What Do Your End Users Think Of Your IT Services?

Managing what priorities IT should focus on is difficult when it’s done with best guesses about what end users think about core IT services.
04 Jul 2020 10:41
What Do Your End Users Think Of Your IT Services?
An IT helpdesk officer at work.


  • Jim Tora is the owner of That’s IT Consultants which provides a range of ICT advisories. He has an MBA from the University of the South Pacific.

As an IT service provider, IT manager, IT Service Desk Manager and Relationship Managers, do you ever wonder what your end-users think of your IT department and the quality of customer service you provide?

I recall back in the early days of my IT career where customer service was key and very vital to maintaining customer relationships but also essential in ensuring that end-users received quality customer service.

However, this was not measured, you either received an email thanking you for a job well done or it was mentioned to you by your customer.

Today you see some organisations have implemented tools to collect customer satisfaction either through customer feedback on their portals, physical mailboxes (those need to go), smiling face type devices for frontline face to face customers and email addresses for customer advocacy.

Collecting this information is difficult, and building a system to collect it efficiently falls low on the priority list when compared with the fires IT is forced to fight on a daily basis.
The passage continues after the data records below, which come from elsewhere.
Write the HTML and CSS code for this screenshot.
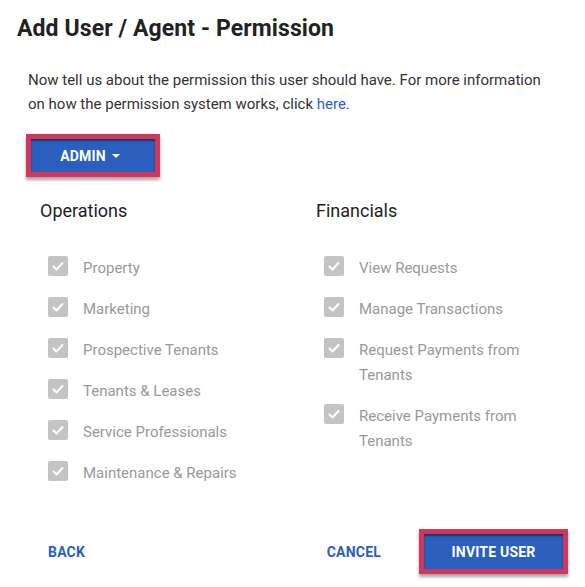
FILE: index.html
```html
<!DOCTYPE html>
<html>
<head>
<meta charset="utf-8">
<link rel="stylesheet" href="styles.css">
</head>
<body>
<div class="modal">
  <h1 class="title">Add User / Agent - Permission</h1>
  <div class="body">
    <p class="intro">Now tell us about the permission this user should have. For more information on how the permission system works, click <a class="link" href="#">here</a>.</p>
    <div class="role-wrap">
      <span class="highlight">
        <button class="btn-primary btn-role">ADMIN <span class="caret"></span></button>
      </span>
    </div>
    <div class="columns">
      <div class="col">
        <h2 class="col-title">Operations</h2>
        <ul class="perm-list">
          <li class="perm"><span class="check"><svg viewBox="0 0 20 20"><path d="M5.5 10.5l3 3 6-6.5" /></svg></span><span class="label">Property</span></li>
          <li class="perm"><span class="check"><svg viewBox="0 0 20 20"><path d="M5.5 10.5l3 3 6-6.5" /></svg></span><span class="label">Marketing</span></li>
          <li class="perm"><span class="check"><svg viewBox="0 0 20 20"><path d="M5.5 10.5l3 3 6-6.5" /></svg></span><span class="label">Prospective Tenants</span></li>
          <li class="perm"><span class="check"><svg viewBox="0 0 20 20"><path d="M5.5 10.5l3 3 6-6.5" /></svg></span><span class="label">Tenants &amp; Leases</span></li>
          <li class="perm"><span class="check"><svg viewBox="0 0 20 20"><path d="M5.5 10.5l3 3 6-6.5" /></svg></span><span class="label">Service Professionals</span></li>
          <li class="perm"><span class="check"><svg viewBox="0 0 20 20"><path d="M5.5 10.5l3 3 6-6.5" /></svg></span><span class="label">Maintenance &amp; Repairs</span></li>
        </ul>
      </div>
      <div class="col">
        <h2 class="col-title">Financials</h2>
        <ul class="perm-list">
          <li class="perm"><span class="check"><svg viewBox="0 0 20 20"><path d="M5.5 10.5l3 3 6-6.5" /></svg></span><span class="label">View Requests</span></li>
          <li class="perm"><span class="check"><svg viewBox="0 0 20 20"><path d="M5.5 10.5l3 3 6-6.5" /></svg></span><span class="label">Manage Transactions</span></li>
          <li class="perm"><span class="check"><svg viewBox="0 0 20 20"><path d="M5.5 10.5l3 3 6-6.5" /></svg></span><span class="label">Request Payments from Tenants</span></li>
          <li class="perm"><span class="check"><svg viewBox="0 0 20 20"><path d="M5.5 10.5l3 3 6-6.5" /></svg></span><span class="label">Receive Payments from Tenants</span></li>
        </ul>
      </div>
    </div>
  </div>
  <div class="footer">
    <button class="btn-flat">BACK</button>
    <div class="footer-right">
      <button class="btn-flat">CANCEL</button>
      <span class="highlight">
        <button class="btn-primary btn-invite">INVITE USER</button>
      </span>
    </div>
  </div>
</div>
</body>
</html>
```

FILE: styles.css
```css
* { box-sizing: border-box; }
html, body { margin: 0; padding: 0; background: #fff; }
body {
  font-family: Roboto, "Noto Sans", sans-serif;
  color: #333;
  width: 585px;
  height: 587px;
  overflow: hidden;
}
.modal { padding: 15px 0 0; }
.title {
  margin: 0;
  padding: 0 17px;
  font-size: 23px;
  line-height: 28px;
  font-weight: 700;
  color: #222;
  letter-spacing: 0.1px;
}
.body { padding: 0 28px; }
.intro {
  margin: 25px 0 0;
  max-width: 522px;
  font-size: 15px;
  line-height: 24px;
  color: #333;
}
.link { color: #2a62c9; text-decoration: none; }
.role-wrap { margin: 18px 0 0 -2px; display: flex; }
.highlight {
  display: inline-flex;
  border: 5px solid #d3365c;
  box-shadow: 0 3px 3px rgba(0,0,0,0.35);
}
.btn-primary {
  border: 0;
  margin: 0;
  background: #2a5fbd;
  color: #fff;
  font-family: inherit;
  font-weight: 700;
  font-size: 14px;
  letter-spacing: 0.2px;
  box-shadow: inset 0 2px 2px rgba(0,0,0,0.45);
  display: flex;
  align-items: center;
  justify-content: center;
  gap: 6px;
}
.btn-role { width: 124px; height: 33px; padding: 0 6px 0 0; }
.caret {
  width: 0; height: 0;
  border-left: 4px solid transparent;
  border-right: 4px solid transparent;
  border-top: 4px solid #fff;
  margin-top: 1px;
}
.columns {
  display: grid;
  grid-template-columns: 276px 1fr;
  margin: 22px 0 0 12px;
}
.col-title {
  margin: 0;
  font-size: 18px;
  line-height: 24px;
  font-weight: 400;
  color: #222;
}
.perm-list { list-style: none; margin: 33px 0 0; padding: 0 0 0 8px; }
.perm {
  display: flex;
  align-items: flex-start;
  gap: 15px;
  margin-bottom: 16px;
  font-size: 15px;
  line-height: 25px;
  color: #999;
}
.label { max-width: 180px; }
.check {
  flex: none;
  width: 20px;
  height: 20px;
  border-radius: 2px;
  background: #c4c4c4;
  display: flex;
}
.check svg { width: 20px; height: 20px; fill: none; stroke: #fff; stroke-width: 2; stroke-linecap: round; stroke-linejoin: round; }
.footer {
  display: flex;
  justify-content: space-between;
  align-items: center;
  padding: 0 17px 0 48px;
  margin-top: 27px;
}
.footer-right { display: flex; align-items: center; gap: 38px; }
.btn-flat {
  border: 0;
  background: none;
  padding: 0;
  font-family: inherit;
  font-weight: 700;
  font-size: 14px;
  color: #2a5fbd;
  letter-spacing: 0.2px;
}
.btn-invite { width: 139px; height: 35px; }
```
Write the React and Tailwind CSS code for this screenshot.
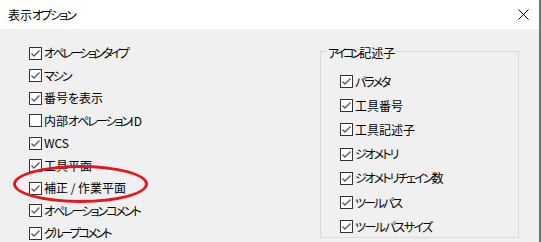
import React from "react";

const font = { fontFamily: '"Meiryo UI","Noto Sans CJK JP","Noto Sans",sans-serif' };

const KANA = /[\u30A0-\u30FF]/;

function Label({ text, kana = "tracking-[-2px]" }) {
  const runs = [];
  for (const ch of text) {
    const k = KANA.test(ch);
    const last = runs[runs.length - 1];
    if (last && last.k === k) last.s += ch;
    else runs.push({ k, s: ch });
  }
  return (
    <span className="text-[12px] leading-[16px] text-black whitespace-nowrap [font-feature-settings:'palt']">
      {runs.map((r, i) =>
        r.k ? (
          <span key={i} className={kana}>
            {r.s}
          </span>
        ) : (
          <span key={i}>{r.s}</span>
        )
      )}
    </span>
  );
}

function Check({ checked }) {
  return (
    <div className="w-[13px] h-[13px] border border-[#333333] bg-white flex-none flex items-center justify-center">
      {checked && (
        <svg width="11" height="11" viewBox="0 0 11 11">
          <polyline points="1.5,5.5 4,8 9.5,2.5" fill="none" stroke="#5a5a5a" strokeWidth="1.4" />
        </svg>
      )}
    </div>
  );
}

function Row({ label, checked = true, h, kana }) {
  return (
    <div className={`flex items-center gap-[2px] ${h}`}>
      <Check checked={checked} />
      <Label text={label} kana={kana} />
    </div>
  );
}

export default function App() {
  const left = [
    ["オペレーションタイプ", true, "tracking-[-2.5px]"],
    ["マシン", true, "tracking-[-2px]"],
    ["番号を表示", true, "tracking-[-2px]"],
    ["内部オペレーションID", false, "tracking-[-2px]"],
    ["WCS", true, "tracking-[-2px]"],
    ["工具平面", true, "tracking-[-2px]"],
    ["補正 / 作業平面", true, "tracking-[-2px]"],
    ["オペレーションコメント", true, "tracking-[-2px]"],
    ["グループコメント", true, "tracking-[-2.5px]"],
  ];
  const right = [
    ["パラメタ", "tracking-[-2px]"],
    ["工具番号", "tracking-[-2px]"],
    ["工具記述子", "tracking-[-2px]"],
    ["ジオメトリ", "tracking-[-2px]"],
    ["ジオメトリチェイン数", "tracking-[-2px]"],
    ["ツールパス", "tracking-[-2px]"],
    ["ツールパスサイズ", "tracking-[-1.5px]"],
  ];
  return (
    <div style={font} className="relative w-[541px] h-[242px] overflow-hidden bg-[#f0f0f0] border-r-2 border-[#707070]">
      <div className="h-[29px] bg-white flex items-center justify-between pl-[8px] pr-[10px]">
        <Label text="表示オプション" kana="tracking-[-2px]" />
        <svg width="11" height="11" viewBox="0 0 11 11">
          <path d="M0.5 0.5 L10.5 10.5 M10.5 0.5 L0.5 10.5" stroke="#000" strokeWidth="1" />
        </svg>
      </div>
      <div className="flex">
        <div className="w-[320px] pl-[29px] pt-[12.75px] flex flex-col">
          {left.map(([l, c, k]) => (
            <Row key={l} label={l} checked={c} kana={k} h="h-[22.5px]" />
          ))}
        </div>
        <fieldset className="mt-[10px] w-[199px] h-[199px] border border-[#dadada] p-0 m-0">
          <legend className="ml-[5px] px-[2px]">
            <Label text="アイコン記述子" kana="tracking-[-3px]" />
          </legend>
          <div className="pl-[19px] pt-[6.5px] flex flex-col">
            {right.map(([l, k]) => (
              <Row key={l} label={l} kana={k} h="h-[24.2px]" />
            ))}
          </div>
        </fieldset>
      </div>
      <div className="absolute left-[13px] top-[165px] w-[135px] h-[38px] rounded-[50%] border-[3px] border-[#e8141c]" />
    </div>
  );
}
So, what is the pain or problem?

Managing what priorities IT should focus on is difficult when it’s done with best guesses about what end users think about core IT services. Your job is to make changes within the organisation to improve productivity and efficiency, but you don’t know where to start.

You expect end users to rely on the services you provide, but you don’t know what works and what doesn’t. End-user feedback may sound important and management may buy in to collecting it, but they don’t do anything about the results when you identify areas to improve.

What is the risk when you do nothing?

IT misses the opportunity to enable the business to be more productive by improving core services that have a high impact on end-users. IT also risks spending time and money on things that don’t matter.

You won’t know what can be improved within IT to make it more valuable to the business. You are making assumptions and decisions with no data to back them up. You are working on the wrong things.

The solution

An End User Satisfaction programme is a systematic process for you to reach out to your operationally focused and front line personnel in the business to get their input on how they think IT is doing and where IT might focus to improve the services you provide.

This helps get you get great benchmark on IT satisfaction. You can use this info to help drive your IT strategy and build in IT – Business Alignment. Without a clear understanding of business priorities and satisfaction, your IT leaders are flying blind.

What value do you achieve from this?

You may have some insight into what your problems are, but those are difficult to act on.

The insights from these reports will identify a clear path on how to improve and what to brag about. This will also help you identify the quick wins and longer-term solutions you can implement that will increase end-user satisfaction. Segmentation of data by respondents is easier to communicate to senior management stakeholders to get them to buy-in.